• **Input rows**
-- START --

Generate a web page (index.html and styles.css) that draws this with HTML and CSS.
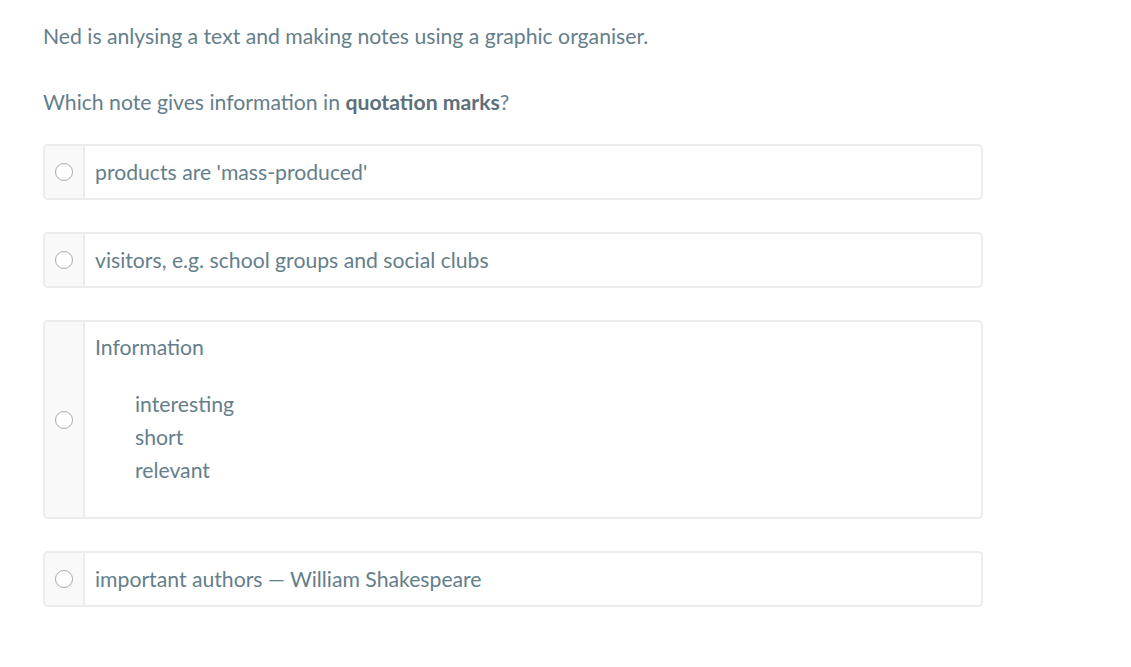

-- END --
-- START --

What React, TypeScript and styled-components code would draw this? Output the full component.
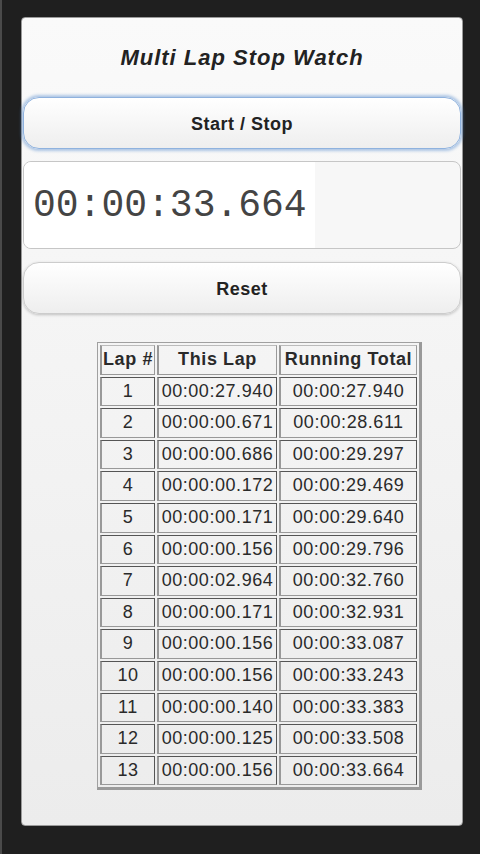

-- END --
-- START --

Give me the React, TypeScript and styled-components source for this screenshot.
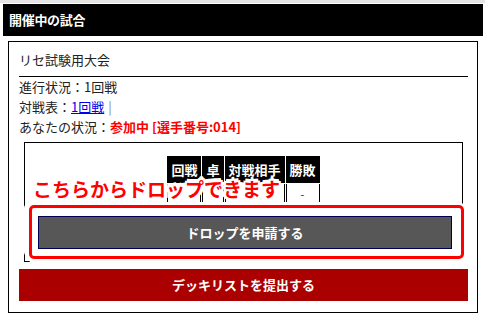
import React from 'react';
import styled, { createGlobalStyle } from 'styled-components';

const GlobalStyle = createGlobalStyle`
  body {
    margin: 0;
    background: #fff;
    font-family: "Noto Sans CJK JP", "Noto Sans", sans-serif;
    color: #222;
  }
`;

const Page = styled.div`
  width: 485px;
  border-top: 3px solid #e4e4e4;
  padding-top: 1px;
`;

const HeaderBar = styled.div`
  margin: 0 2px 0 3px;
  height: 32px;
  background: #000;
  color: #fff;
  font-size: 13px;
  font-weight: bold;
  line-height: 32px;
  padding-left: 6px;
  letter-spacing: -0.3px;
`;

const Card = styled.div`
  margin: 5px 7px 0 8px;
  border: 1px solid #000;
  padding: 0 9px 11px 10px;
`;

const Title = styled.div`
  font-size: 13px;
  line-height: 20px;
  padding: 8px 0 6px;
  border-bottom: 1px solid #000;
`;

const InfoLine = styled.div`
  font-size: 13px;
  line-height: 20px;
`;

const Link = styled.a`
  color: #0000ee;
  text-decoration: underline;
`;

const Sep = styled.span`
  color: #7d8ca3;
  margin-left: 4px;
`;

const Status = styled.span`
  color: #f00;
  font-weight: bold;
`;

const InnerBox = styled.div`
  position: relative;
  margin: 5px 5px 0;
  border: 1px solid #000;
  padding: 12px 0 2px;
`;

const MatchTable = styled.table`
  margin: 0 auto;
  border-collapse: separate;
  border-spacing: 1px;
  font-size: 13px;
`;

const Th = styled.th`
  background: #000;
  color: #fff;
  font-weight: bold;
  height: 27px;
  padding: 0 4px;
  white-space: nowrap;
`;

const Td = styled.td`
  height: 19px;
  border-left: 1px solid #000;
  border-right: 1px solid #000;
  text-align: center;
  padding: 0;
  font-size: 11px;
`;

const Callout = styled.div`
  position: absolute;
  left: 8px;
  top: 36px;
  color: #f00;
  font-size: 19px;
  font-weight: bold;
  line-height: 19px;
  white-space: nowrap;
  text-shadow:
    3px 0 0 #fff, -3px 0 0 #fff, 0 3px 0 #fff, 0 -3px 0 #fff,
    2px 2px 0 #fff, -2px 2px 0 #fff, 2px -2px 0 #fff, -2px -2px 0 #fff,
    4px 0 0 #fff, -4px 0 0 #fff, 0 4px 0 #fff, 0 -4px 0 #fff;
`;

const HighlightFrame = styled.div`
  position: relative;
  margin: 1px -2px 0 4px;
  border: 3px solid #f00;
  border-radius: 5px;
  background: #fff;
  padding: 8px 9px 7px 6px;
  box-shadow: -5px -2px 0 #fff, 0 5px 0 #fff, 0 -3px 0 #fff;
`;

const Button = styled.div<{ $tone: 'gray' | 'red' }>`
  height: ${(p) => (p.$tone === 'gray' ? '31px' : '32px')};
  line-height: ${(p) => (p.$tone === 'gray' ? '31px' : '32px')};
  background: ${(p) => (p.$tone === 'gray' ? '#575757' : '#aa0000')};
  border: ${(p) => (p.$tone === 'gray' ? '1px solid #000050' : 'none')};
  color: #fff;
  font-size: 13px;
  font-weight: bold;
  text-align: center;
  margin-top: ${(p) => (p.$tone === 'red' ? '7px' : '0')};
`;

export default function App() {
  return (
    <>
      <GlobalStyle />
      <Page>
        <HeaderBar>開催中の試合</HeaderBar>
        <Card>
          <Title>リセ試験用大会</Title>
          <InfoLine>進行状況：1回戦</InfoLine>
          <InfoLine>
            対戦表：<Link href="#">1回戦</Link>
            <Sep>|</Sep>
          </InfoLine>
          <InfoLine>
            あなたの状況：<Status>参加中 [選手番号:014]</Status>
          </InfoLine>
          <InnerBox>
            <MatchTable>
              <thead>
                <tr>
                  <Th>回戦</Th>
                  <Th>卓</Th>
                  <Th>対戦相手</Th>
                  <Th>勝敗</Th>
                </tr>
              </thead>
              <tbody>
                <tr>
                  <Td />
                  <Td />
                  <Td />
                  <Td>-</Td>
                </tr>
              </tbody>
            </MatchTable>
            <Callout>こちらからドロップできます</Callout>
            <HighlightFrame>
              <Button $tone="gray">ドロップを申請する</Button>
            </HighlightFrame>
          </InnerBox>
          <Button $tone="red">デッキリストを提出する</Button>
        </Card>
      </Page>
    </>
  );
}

-- END --

• **Exercise instructions**
Which lines in the data above contain "this"? Show each one.

• **Worked answer**
Generate a web page (index.html and styles.css) that draws this with HTML and CSS.
What React, TypeScript and styled-components code would draw this? Output the full component.
Give me the React, TypeScript and styled-components source for this screenshot.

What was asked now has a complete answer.